# Task to complete
No pictures belong in the copy; return exactly the lines from the one with "Write a web page that" through the one with "-ml-px text-[42.7px] leading-[56px]", both ends included, and nothing else.

+--

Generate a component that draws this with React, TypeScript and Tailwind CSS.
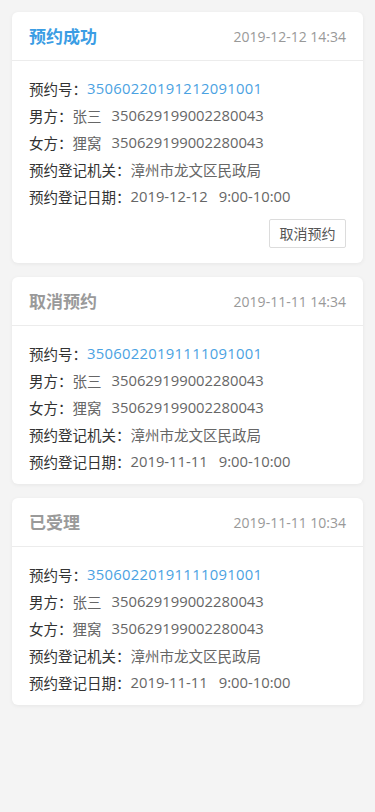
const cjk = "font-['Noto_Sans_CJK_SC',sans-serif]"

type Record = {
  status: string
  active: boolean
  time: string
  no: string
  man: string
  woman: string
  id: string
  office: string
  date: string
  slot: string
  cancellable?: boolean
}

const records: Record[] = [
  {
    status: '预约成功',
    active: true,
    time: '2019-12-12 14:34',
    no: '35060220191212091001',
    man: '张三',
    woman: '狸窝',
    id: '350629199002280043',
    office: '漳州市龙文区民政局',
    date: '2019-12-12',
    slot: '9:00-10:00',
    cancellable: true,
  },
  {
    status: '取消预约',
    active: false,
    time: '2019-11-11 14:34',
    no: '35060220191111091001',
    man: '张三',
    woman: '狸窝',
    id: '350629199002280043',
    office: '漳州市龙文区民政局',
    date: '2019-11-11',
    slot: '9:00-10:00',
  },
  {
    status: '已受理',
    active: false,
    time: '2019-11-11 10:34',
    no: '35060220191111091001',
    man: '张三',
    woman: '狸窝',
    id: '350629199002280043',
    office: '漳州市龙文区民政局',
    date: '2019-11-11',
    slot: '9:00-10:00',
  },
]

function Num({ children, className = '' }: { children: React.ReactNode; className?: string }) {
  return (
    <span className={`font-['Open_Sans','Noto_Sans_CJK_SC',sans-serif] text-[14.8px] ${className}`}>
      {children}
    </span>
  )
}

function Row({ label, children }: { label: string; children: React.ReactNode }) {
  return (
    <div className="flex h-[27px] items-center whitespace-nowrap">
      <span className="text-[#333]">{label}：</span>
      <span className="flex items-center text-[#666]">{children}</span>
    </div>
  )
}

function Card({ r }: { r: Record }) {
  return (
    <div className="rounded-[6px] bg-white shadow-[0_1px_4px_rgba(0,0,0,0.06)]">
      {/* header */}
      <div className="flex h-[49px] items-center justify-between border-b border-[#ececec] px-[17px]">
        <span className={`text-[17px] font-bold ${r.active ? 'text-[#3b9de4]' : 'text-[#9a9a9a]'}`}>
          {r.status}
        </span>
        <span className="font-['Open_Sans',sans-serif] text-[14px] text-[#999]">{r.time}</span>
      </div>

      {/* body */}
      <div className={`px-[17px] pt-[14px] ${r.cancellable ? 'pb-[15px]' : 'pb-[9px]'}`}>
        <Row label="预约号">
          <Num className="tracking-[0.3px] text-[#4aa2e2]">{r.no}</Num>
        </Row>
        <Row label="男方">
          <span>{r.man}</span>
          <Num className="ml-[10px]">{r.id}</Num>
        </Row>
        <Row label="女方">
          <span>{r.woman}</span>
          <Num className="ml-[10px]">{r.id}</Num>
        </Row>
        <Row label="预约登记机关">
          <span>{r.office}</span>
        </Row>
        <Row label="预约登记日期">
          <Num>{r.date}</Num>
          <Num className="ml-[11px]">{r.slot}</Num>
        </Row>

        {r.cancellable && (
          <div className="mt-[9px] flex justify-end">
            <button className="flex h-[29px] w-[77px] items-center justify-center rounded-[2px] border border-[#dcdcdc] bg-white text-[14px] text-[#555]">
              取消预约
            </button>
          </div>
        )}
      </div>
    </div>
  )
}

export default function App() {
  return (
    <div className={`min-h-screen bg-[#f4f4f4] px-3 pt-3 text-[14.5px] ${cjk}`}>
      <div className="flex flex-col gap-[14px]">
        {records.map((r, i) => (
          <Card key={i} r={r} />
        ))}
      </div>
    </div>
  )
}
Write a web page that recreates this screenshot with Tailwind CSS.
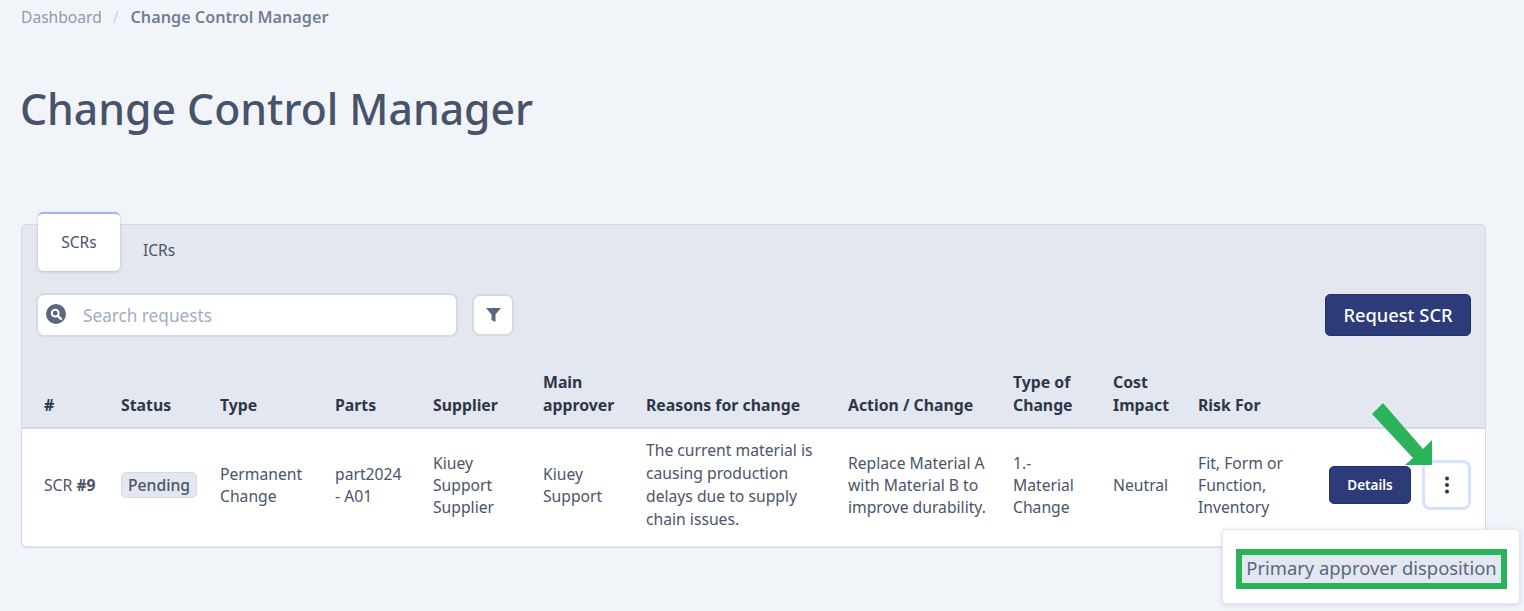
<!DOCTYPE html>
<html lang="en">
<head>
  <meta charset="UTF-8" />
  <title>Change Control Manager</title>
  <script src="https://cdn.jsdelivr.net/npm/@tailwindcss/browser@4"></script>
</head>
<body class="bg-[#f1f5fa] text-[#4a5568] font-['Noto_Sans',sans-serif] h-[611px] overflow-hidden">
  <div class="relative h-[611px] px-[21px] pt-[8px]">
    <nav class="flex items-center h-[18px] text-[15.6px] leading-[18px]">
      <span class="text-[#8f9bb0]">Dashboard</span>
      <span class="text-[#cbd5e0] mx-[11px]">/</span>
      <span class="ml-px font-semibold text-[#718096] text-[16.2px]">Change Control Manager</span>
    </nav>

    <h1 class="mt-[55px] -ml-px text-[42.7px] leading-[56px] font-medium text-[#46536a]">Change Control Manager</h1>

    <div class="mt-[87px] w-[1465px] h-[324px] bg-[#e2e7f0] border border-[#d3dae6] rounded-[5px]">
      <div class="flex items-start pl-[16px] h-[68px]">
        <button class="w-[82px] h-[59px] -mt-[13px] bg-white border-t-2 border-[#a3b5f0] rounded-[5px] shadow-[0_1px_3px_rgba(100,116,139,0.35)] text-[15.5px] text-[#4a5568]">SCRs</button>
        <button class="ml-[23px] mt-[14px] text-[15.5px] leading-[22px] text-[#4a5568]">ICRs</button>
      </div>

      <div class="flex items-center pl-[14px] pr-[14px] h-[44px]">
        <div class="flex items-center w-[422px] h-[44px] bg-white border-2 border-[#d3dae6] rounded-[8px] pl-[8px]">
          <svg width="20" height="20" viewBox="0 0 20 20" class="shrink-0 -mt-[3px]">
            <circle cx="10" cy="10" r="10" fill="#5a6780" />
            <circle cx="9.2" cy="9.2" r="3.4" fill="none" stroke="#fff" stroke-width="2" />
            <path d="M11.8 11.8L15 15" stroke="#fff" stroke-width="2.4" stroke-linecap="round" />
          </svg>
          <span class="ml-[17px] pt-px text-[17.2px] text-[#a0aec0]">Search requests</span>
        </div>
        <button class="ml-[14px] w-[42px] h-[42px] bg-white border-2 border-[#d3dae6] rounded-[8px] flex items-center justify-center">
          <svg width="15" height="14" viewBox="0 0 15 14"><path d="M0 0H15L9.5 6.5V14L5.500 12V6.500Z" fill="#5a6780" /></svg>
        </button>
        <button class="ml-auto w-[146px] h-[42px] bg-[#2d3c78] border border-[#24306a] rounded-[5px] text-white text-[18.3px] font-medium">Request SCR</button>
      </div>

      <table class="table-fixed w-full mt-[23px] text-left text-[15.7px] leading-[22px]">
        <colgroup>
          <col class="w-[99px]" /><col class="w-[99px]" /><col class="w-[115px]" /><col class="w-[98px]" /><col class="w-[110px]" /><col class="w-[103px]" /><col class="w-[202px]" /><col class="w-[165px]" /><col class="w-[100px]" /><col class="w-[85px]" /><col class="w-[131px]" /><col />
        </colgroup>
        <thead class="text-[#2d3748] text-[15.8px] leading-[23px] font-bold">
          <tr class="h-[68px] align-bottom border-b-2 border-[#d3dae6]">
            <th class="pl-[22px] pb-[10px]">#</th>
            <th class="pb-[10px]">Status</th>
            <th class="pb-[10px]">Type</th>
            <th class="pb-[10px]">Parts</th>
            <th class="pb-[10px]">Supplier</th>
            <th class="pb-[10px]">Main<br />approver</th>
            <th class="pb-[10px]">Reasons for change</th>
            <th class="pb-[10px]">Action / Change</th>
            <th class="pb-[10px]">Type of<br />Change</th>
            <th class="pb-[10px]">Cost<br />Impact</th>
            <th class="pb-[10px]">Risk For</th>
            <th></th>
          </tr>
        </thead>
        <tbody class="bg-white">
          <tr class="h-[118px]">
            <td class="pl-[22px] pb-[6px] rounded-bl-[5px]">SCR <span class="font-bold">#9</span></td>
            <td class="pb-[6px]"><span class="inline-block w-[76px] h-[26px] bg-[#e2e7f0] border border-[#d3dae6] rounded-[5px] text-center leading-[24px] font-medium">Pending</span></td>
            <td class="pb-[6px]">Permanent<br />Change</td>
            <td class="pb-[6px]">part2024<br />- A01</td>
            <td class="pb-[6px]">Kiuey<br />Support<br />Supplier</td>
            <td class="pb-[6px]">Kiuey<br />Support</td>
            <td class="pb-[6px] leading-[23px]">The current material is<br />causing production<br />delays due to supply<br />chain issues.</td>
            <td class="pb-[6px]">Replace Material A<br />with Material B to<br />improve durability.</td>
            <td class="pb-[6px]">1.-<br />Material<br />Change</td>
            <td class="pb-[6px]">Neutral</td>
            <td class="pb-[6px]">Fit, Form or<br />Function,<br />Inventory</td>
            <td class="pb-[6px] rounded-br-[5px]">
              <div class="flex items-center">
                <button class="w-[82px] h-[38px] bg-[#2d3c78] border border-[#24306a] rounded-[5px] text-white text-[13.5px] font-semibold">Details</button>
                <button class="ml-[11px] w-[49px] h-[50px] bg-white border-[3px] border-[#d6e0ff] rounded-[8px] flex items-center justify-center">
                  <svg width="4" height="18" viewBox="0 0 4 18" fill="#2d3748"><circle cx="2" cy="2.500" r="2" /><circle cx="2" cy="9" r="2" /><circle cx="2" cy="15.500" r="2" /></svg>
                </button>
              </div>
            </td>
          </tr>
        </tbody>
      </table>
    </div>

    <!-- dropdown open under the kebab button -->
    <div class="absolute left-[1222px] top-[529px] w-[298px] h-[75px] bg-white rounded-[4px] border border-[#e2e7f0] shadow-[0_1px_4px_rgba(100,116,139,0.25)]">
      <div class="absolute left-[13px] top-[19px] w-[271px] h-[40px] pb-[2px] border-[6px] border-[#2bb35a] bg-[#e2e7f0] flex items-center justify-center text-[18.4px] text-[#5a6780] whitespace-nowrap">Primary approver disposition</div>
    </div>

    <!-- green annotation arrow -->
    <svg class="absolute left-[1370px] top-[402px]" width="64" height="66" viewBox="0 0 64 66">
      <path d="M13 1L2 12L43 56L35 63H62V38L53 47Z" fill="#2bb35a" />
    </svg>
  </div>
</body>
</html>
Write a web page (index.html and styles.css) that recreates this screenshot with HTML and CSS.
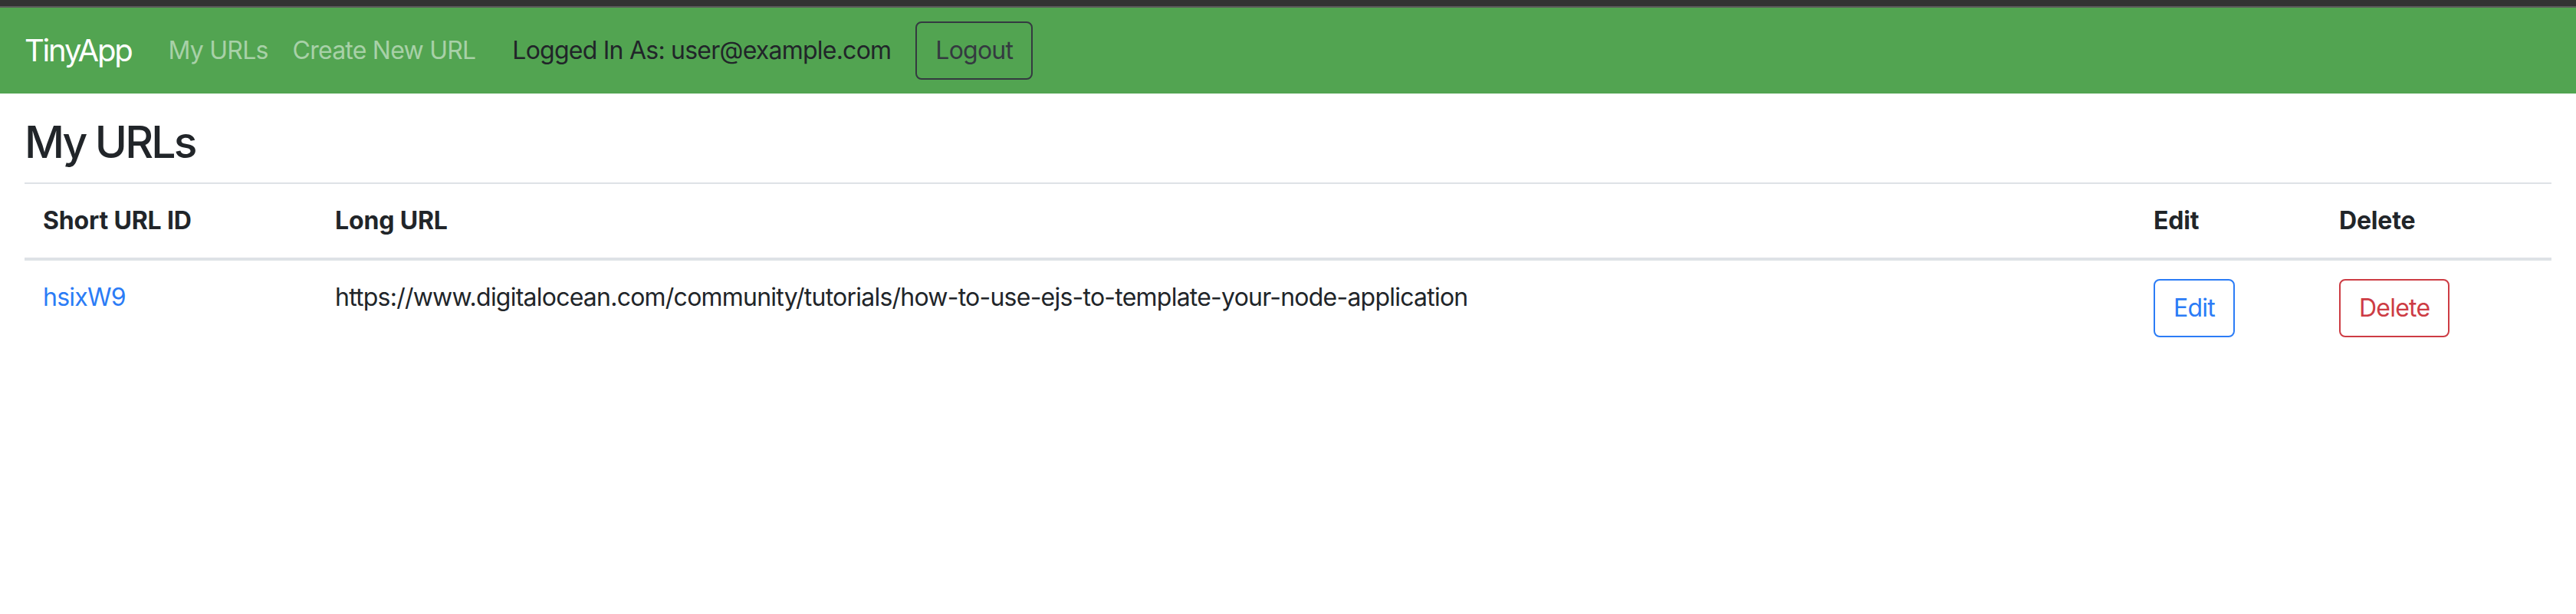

+--

# Complete answer
Write a web page that recreates this screenshot with Tailwind CSS.
<!DOCTYPE html>
<html lang="en">
<head>
  <meta charset="UTF-8" />
  <title>Change Control Manager</title>
  <script src="https://cdn.jsdelivr.net/npm/@tailwindcss/browser@4"></script>
</head>
<body class="bg-[#f1f5fa] text-[#4a5568] font-['Noto_Sans',sans-serif] h-[611px] overflow-hidden">
  <div class="relative h-[611px] px-[21px] pt-[8px]">
    <nav class="flex items-center h-[18px] text-[15.6px] leading-[18px]">
      <span class="text-[#8f9bb0]">Dashboard</span>
      <span class="text-[#cbd5e0] mx-[11px]">/</span>
      <span class="ml-px font-semibold text-[#718096] text-[16.2px]">Change Control Manager</span>
    </nav>

    <h1 class="mt-[55px] -ml-px text-[42.7px] leading-[56px] font-medium text-[#46536a]">Change Control Manager</h1>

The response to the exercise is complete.